This is an excerpt from the Second Quarter 2012 edition of the Wind Program R&D Newsletter.

With the completion of a flow distortion study, a first stage-gate has been passed in the Wind Program's evaluation of the Chesapeake Light Tower for possible use as a reference facility for offshore renewable energy. Such a facility does not currently exist in U.S. waters and is needed to validate new technologies for resource assessment and to support research and development to advance offshore wind and marine and hydrokinetic (MHK) energy. The Chesapeake Light Tower stands in open water approximately 13 miles east of Virginia Beach.

The centerpiece of the potential reference facility will be a new meteorological mast that extends to approximately 100 m above the sea surface. This is roughly hub height for wind turbines that are expected to be deployed offshore. The mast will include devices to measure winds and turbulence at multiple heights. It will also include other supplemental meteorological measurements. The plan is to affix the mast to the existing light tower to cost-effectively take advantage of the existing foundation.

With the light tower similar in profile to offshore oil platforms, one concern was whether its bulky cross section would disturb the wind blowing around it so that measurements on the mast would have unacceptable errors. It was not practical to make detailed wind measurements around the tower, therefore the Energy Department's Pacific Northwest National Laboratory (PNNL) managed a computational fluid dynamics modeling study executed by DNV Renewables that used a very high resolution numerical technique to examine how much and where the wind is deflected as it blows past the light tower structure. This method used architectural drawings of the tower to construct a numerical solid model of the light tower. This was placed, numerically, within a computational grid made up of closely spaced points in all three dimensions. As the wind blew (in the model) around the tower, its value was calculated at each of the grid points to provide a detailed assessment of the tower's effect.

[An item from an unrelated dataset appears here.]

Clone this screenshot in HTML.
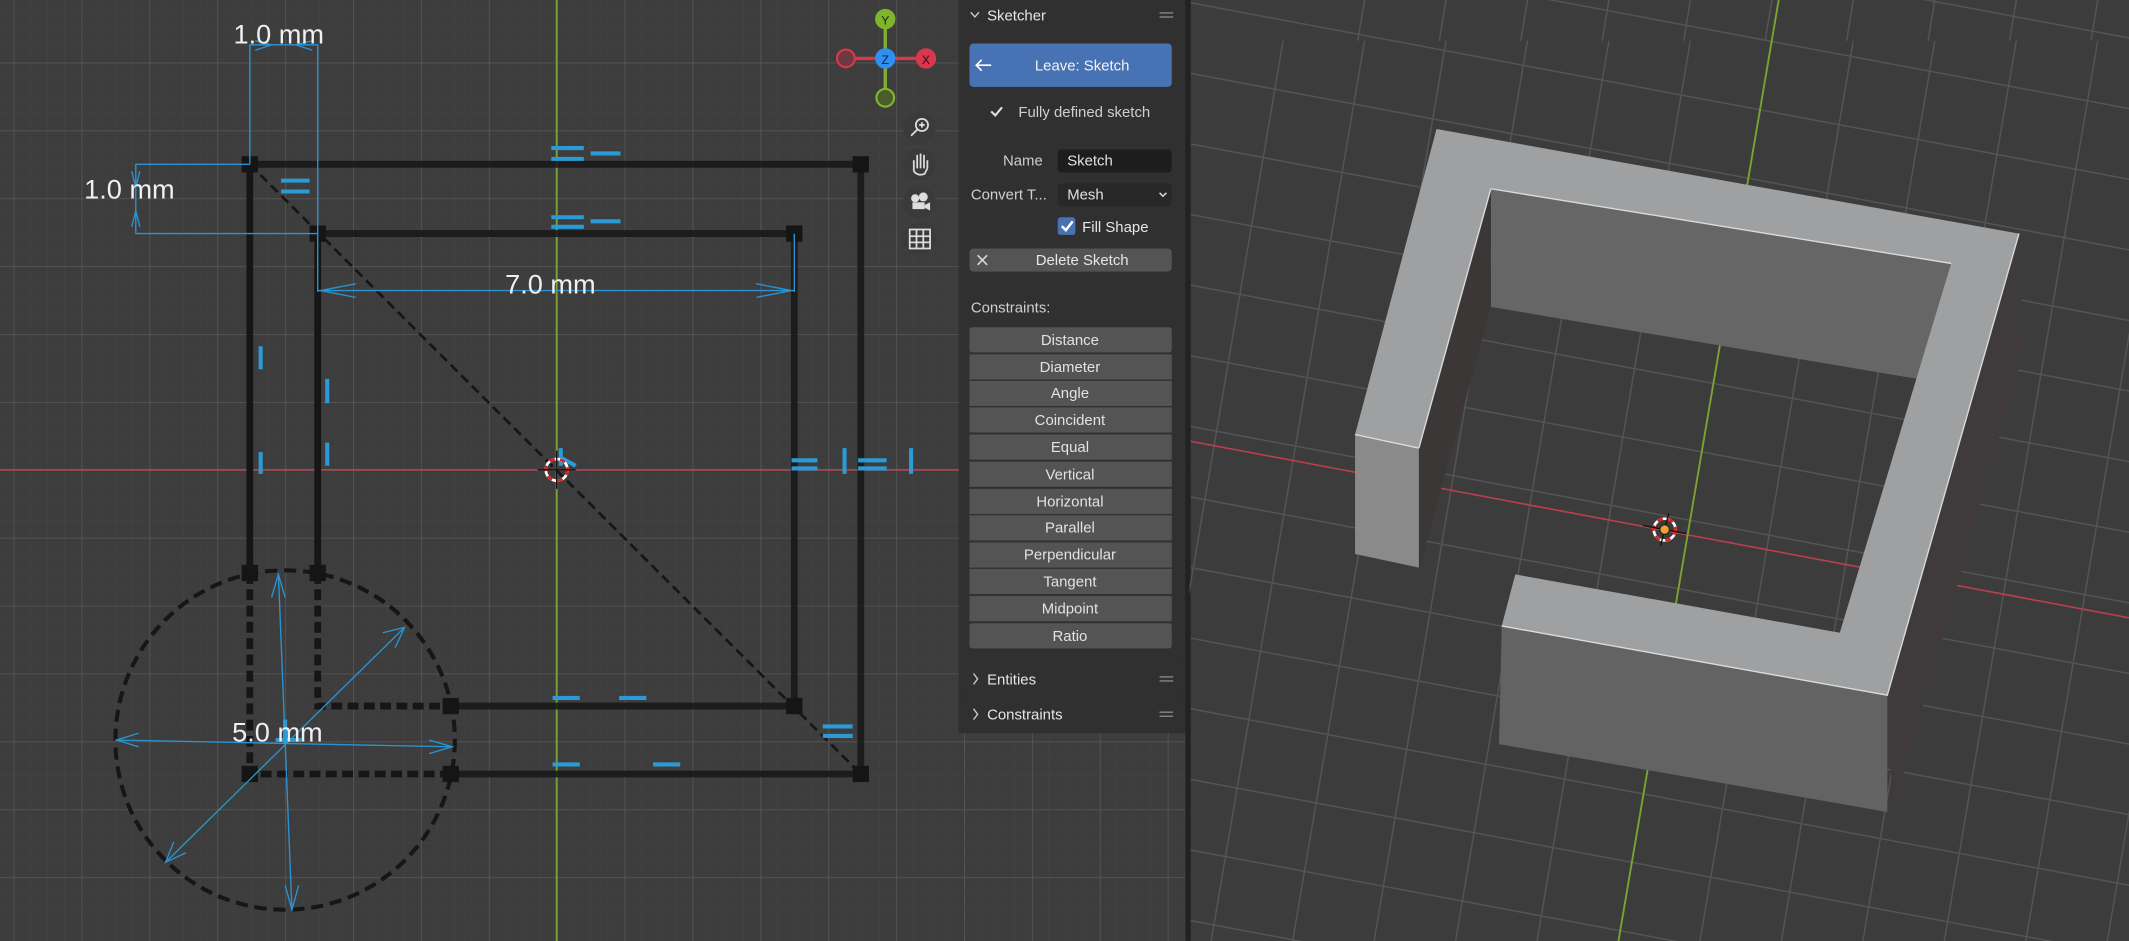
<!DOCTYPE html>
<html><head><meta charset="utf-8"><style>
html,body{margin:0;padding:0;background:#3d3d3d;overflow:hidden;width:2129px;height:941px}
#wrap{position:relative;width:2129px;height:941px;overflow:hidden}
svg{display:block;position:absolute;left:0;top:0}
text{font-family:"Liberation Sans","DejaVu Sans",sans-serif}
</style></head><body><div id="wrap">
<svg width="2129" height="941" viewBox="0 0 1568 693" xmlns="http://www.w3.org/2000/svg" overflow="hidden">
<defs>
<pattern id="g1" x="10" y="46" width="50" height="50" patternUnits="userSpaceOnUse">
<rect width="50" height="50" fill="#3d3d3d"/>
<path d="M12.5 0V50M25 0V50M37.5 0V50M0 12.5H50M0 25H50M0 37.5H50" stroke="#414141" stroke-width="0.6"/>
<path d="M0 0V50M0 0H50" stroke="#555" stroke-width="1.3"/>
</pattern>
<clipPath id="rv"><rect x="876" y="0" width="692" height="693"/></clipPath>
</defs>
<rect x="0" y="0" width="876" height="693" fill="url(#g1)"/>
<line x1="410" y1="0" x2="410" y2="693" stroke="#7ba232" stroke-width="1.4"/>
<line x1="0" y1="346" x2="876" y2="346" stroke="#b8404e" stroke-width="1.2"/>

<g stroke="#161616" fill="none" stroke-linecap="butt">
<path d="M184 121H634V570H332" stroke-width="5" opacity="0.85"/>
<path d="M184 121V422" stroke-width="5"/>
<path d="M184 422V570H332" stroke-width="5" stroke-dasharray="8 4"/>
<path d="M234 172H585V520H332" stroke-width="5" opacity="0.85"/>
<path d="M234 172V422" stroke-width="5"/>
<path d="M234 422V520H332" stroke-width="5" stroke-dasharray="8 4"/>
<path d="M184 121L634 570" stroke-width="2" stroke-dasharray="7 4"/>
<circle cx="210" cy="545" r="125" stroke-width="3" stroke-dasharray="9 5"/>
</g>
<g fill="#151515">
<rect x="178" y="115" width="12" height="12"/><rect x="628" y="115" width="12" height="12"/>
<rect x="228" y="166" width="12" height="12"/><rect x="579" y="166" width="12" height="12"/>
<rect x="178" y="416" width="12" height="12"/><rect x="228" y="416" width="12" height="12"/>
<rect x="326" y="514" width="12" height="12"/><rect x="579" y="514" width="12" height="12"/>
<rect x="178" y="564" width="12" height="12"/><rect x="326" y="564" width="12" height="12"/>
<rect x="628" y="564" width="12" height="12"/>
</g>
<g stroke="#2b93d1" stroke-width="1" fill="none">
<path d="M184 121V33H234V172"/>
<path d="M188 30L200 33L188 37M230 30L218 33L230 37"/>
<path d="M184 121H100V172H234"/>
<path d="M97 126L100 138L103 126M97 167L100 155L103 167"/>
<path d="M234 172V215M585 172V215M234 214H585"/>
<path d="M262 209L236 214L262 219M557 209L583 214L557 219"/>
<path d="M205 422L215 670M85 545L333 550M122 635L298 462"/>
<path d="M200 440L205 423L210 440M210 652L215 670L220 652M102 540L86 545L102 550M316 545L333 550L316 555M128 620L122 635L137 628M282 466L298 462L291 477"/>
</g>
<g stroke="#2a9bd6" stroke-width="3" fill="none">
<path d="M406 109H430M406 117H430M435 113H457"/>
<path d="M406 160H430M406 167H430M435 163H457"/>
<path d="M207 133H228M207 141H228"/>
<path d="M192 255V272M241 279V297M241 326V343M192 333V349"/>
<path d="M583 339H602M583 345H602M622 330V349M632 339H653M632 345H653M671 330V349"/>
<path d="M407 514H427M456 514H476M407 563H427M481 563H501"/>
<path d="M606 535H628M606 542H628"/>
<path d="M413 330V343M413 337L424 343"/>
<path d="M210 530V548M203 545H222"/>
</g>
<g font-size="20" fill="#f0f0f0">
<text x="172" y="32">1.0 mm</text>
<text x="62" y="146">1.0 mm</text>
<text x="372" y="216">7.0 mm</text>
<text x="171" y="546">5.0 mm</text>
</g>
<circle cx="410" cy="346" r="8" fill="none" stroke="#fff" stroke-width="2"/>
<circle cx="410" cy="346" r="8" fill="none" stroke="#e02020" stroke-width="2" stroke-dasharray="4 4"/>
<path d="M396 346H424M410 332V360" stroke="#111" stroke-width="1"/>

<path d="M652 14V72" stroke="#7fae30" stroke-width="2.5"/>
<path d="M623 43H682" stroke="#d8374d" stroke-width="2.5"/>
<circle cx="652" cy="14" r="7.5" fill="#7fb52c"/><text x="652" y="18" font-size="9" text-anchor="middle" fill="#1d2a0a">Y</text>
<circle cx="623" cy="43" r="6.5" fill="#6a3a42" stroke="#d8374d" stroke-width="1.6"/>
<circle cx="682" cy="43" r="7.5" fill="#d8374d"/><text x="682" y="47" font-size="9" text-anchor="middle" fill="#3a0a12">X</text>
<circle cx="652" cy="72" r="6.5" fill="#4b5c2c" stroke="#7fb52c" stroke-width="1.6"/>
<circle cx="652" cy="43" r="7.5" fill="#2f8ff2"/><text x="652" y="47" font-size="9" text-anchor="middle" fill="#0c2240">Z</text>
<g fill="#3a3a3a" opacity="0.9">
<circle cx="677" cy="94" r="12"/><circle cx="677" cy="121" r="12"/><circle cx="677" cy="149" r="12"/><circle cx="677" cy="176" r="12"/>
</g>
<g stroke="#ddd" fill="none" stroke-width="1.3">
<circle cx="679" cy="92" r="4.5"/><path d="M676 95L671 100M679 90V94M677 92H681"/>
<path d="M673 126V118M675.5 124V114M678 124V113M680.5 124V114M683 124V118M673 126Q676 130 681 128L683 124"/>
<path d="M670 169H685V183H670ZM675 169V183M680 169V183M670 174H685M670 178.5H685"/>
</g>
<g fill="#ddd"><circle cx="674" cy="146" r="3"/><circle cx="680" cy="145" r="3.3"/><rect x="672" y="149" width="9" height="5"/><path d="M681 151L685 149V155L681 153Z"/></g>

<rect x="706" y="0" width="167" height="540" fill="#2e2e2e" opacity="0.88"/>
<rect x="708" y="0" width="163" height="488" rx="3" fill="#303030"/>
<path d="M715 9L718 12.5L721 9" stroke="#ccc" stroke-width="1" fill="none"/>
<text x="727" y="15" font-size="11" fill="#e6e6e6">Sketcher</text>
<g fill="#888"><rect x="854" y="9" width="10" height="1"/><rect x="854" y="12" width="10" height="1"/></g>
<rect x="714" y="32" width="149" height="32" rx="3" fill="#4772b3"/>
<path d="M730 48H719M723 44L719 48L723 52" stroke="#fff" stroke-width="1.2" fill="none"/>
<text x="797" y="52" font-size="11" text-anchor="middle" fill="#f3f3f3">Leave: Sketch</text>
<path d="M730 82L733 85L738 79" stroke="#ddd" stroke-width="1.6" fill="none"/>
<text x="750" y="86" font-size="11" fill="#cfcfcf">Fully defined sketch</text>
<text x="768" y="122" font-size="11" text-anchor="end" fill="#cfcfcf">Name</text>
<rect x="779" y="110" width="84" height="17" rx="3" fill="#1d1d1d"/>
<text x="786" y="122" font-size="11" fill="#e0e0e0">Sketch</text>
<text x="715" y="147" font-size="11" fill="#cfcfcf">Convert T...</text>
<rect x="779" y="135" width="84" height="17" rx="3" fill="#282828"/>
<text x="786" y="147" font-size="11" fill="#e0e0e0">Mesh</text>
<path d="M854 142L856.5 144.5L859 142" stroke="#ddd" stroke-width="1.1" fill="none"/>
<rect x="779" y="160" width="13" height="13" rx="2" fill="#4772b3"/>
<path d="M782 166.5L785 169.5L790 163" stroke="#fff" stroke-width="1.8" fill="none"/>
<text x="797" y="171" font-size="11" fill="#e6e6e6">Fill Shape</text>
<rect x="714" y="183" width="149" height="17" rx="3" fill="#545454"/>
<path d="M720 188L727 195M727 188L720 195" stroke="#ddd" stroke-width="1.1"/>
<text x="797" y="195" font-size="11" text-anchor="middle" fill="#e6e6e6">Delete Sketch</text>
<text x="715" y="230" font-size="11" fill="#cfcfcf">Constraints:</text>
<g fill="#545454">
<rect x="714" y="241" width="149" height="18.5" rx="2"/><rect x="714" y="261" width="149" height="18.5"/>
<rect x="714" y="280.5" width="149" height="18.5"/><rect x="714" y="300" width="149" height="18.5"/>
<rect x="714" y="320" width="149" height="18.5"/><rect x="714" y="340" width="149" height="18.5"/>
<rect x="714" y="360" width="149" height="18.5"/><rect x="714" y="379.5" width="149" height="18.5"/>
<rect x="714" y="399.5" width="149" height="18.5"/><rect x="714" y="419" width="149" height="18.5"/>
<rect x="714" y="439" width="149" height="18.5"/><rect x="714" y="459" width="149" height="18.5" rx="2"/>
</g>
<g font-size="11" text-anchor="middle" fill="#e2e2e2">
<text x="788" y="254">Distance</text><text x="788" y="274">Diameter</text><text x="788" y="293">Angle</text>
<text x="788" y="313">Coincident</text><text x="788" y="333">Equal</text><text x="788" y="353">Vertical</text>
<text x="788" y="373">Horizontal</text><text x="788" y="392">Parallel</text><text x="788" y="412">Perpendicular</text>
<text x="788" y="432">Tangent</text><text x="788" y="452">Midpoint</text><text x="788" y="472">Ratio</text>
</g>
<rect x="708" y="489" width="163" height="22" rx="3" fill="#303030"/>
<rect x="708" y="514" width="163" height="24" rx="3" fill="#303030"/>
<path d="M717 496L720 500L717 504M717 522L720 526L717 530" stroke="#ccc" stroke-width="1" fill="none"/>
<text x="727" y="504" font-size="11" fill="#e6e6e6">Entities</text>
<text x="727" y="530" font-size="11" fill="#e6e6e6">Constraints</text>
<g fill="#888"><rect x="854" y="498" width="10" height="1"/><rect x="854" y="501" width="10" height="1"/><rect x="854" y="524" width="10" height="1"/><rect x="854" y="527" width="10" height="1"/></g>

<rect x="873" y="0" width="4" height="693" fill="#222"/>
<g clip-path="url(#rv)">
<rect x="877" y="0" width="691" height="693" fill="#3c3c3c"/>
<g stroke="#545454" stroke-width="1.1">
<path d="M877 -50L1568 80M877 2L1568 132M877 54L1568 184M877 106L1568 236M877 158L1568 288M877 210L1568 340M877 262L1568 392M877 314L1568 444M877 366L1568 496M877 418L1568 548M877 470L1568 600M877 522L1568 652M877 574L1568 704M877 626L1568 756M877 678L1568 808M877 -102L1568 28M877 730L1568 860M877 -154L1568 -24"/>
<path d="M952 693L1065 30M1012 693L1125 30M1072 693L1185 30M1132 693L1245 30M1252 693L1365 30M1312 693L1425 30M1372 693L1485 30M1432 693L1545 30M1492 693L1605 30M892 693L1005 30M832 693L945 30M1552 693L1665 30M1120 30L1130 -30M1180 30L1190 -30M1240 30L1250 -30M1300 30L1310 -30M1360 30L1370 -30M1420 30L1430 -30M1480 30L1490 -30M1540 30L1550 -30M1060 30L1070 -30M1000 30L1010 -30"/>
</g>
<line x1="877" y1="325" x2="1568" y2="455" stroke="#b8404e" stroke-width="1.2"/>
<line x1="1192" y1="693" x2="1310" y2="0" stroke="#7ba232" stroke-width="1.4"/>
<polygon points="1098,139 1437,194 1418,280 1098,226" fill="#666"/>
<polygon points="1098,139 1098,226 1045,420 1045,330" fill="#3b3737"/>
<polygon points="1487,172 1490,260 1394,598 1390,512" fill="#3f3a3b"/>
<polygon points="998,320 1045,330 1045,418 998,408" fill="#8a8a8a"/>
<polygon points="1106,461 1390,512 1390,598 1104,548" fill="#636363"/>
<polygon points="1058,95 1487,172 1390,512 1106,461 1116,423 1355,466 1437,194 1098,139 1045,330 998,320" fill="#9fa0a1"/>
<path d="M1098,139 L1437,194 M1098,139 L1045,330 M1106,461 L1390,512 L1487,172 M998,320 L1045,330" stroke="#dcdcdc" stroke-width="1" fill="none"/>
<circle cx="1226" cy="390" r="8" fill="none" stroke="#fff" stroke-width="2"/>
<circle cx="1226" cy="390" r="8" fill="none" stroke="#e02020" stroke-width="2" stroke-dasharray="4 4"/>
<path d="M1210 387L1242 393M1229 378L1223 402" stroke="#111" stroke-width="1"/>
<circle cx="1226" cy="390" r="3.5" fill="#f5a030" stroke="#222" stroke-width="0.8"/>
</g>
</svg>
</div></body></html>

The study showed, as expected, that for typical meteorological conditions offshore, wind speeds and directions are strongly affected in the immediate vicinity of the structure. Wake effects are pronounced for several hundred meters downwind as well. However, the study also shows that there should be little effect on the existing structure at heights of 50 m and higher above the sea surface. Moreover, disturbance of the wind does not extend far from the light tower in the crosswind directions. This is good news for the proposed use of the tower as a reference facility. It means that new technologies such as floating lidars could be placed for validation close to a meteorological mast on the tower. It also means that it is feasible to take advantage of an existing structure to greatly reduce the cost of an offshore reference facility.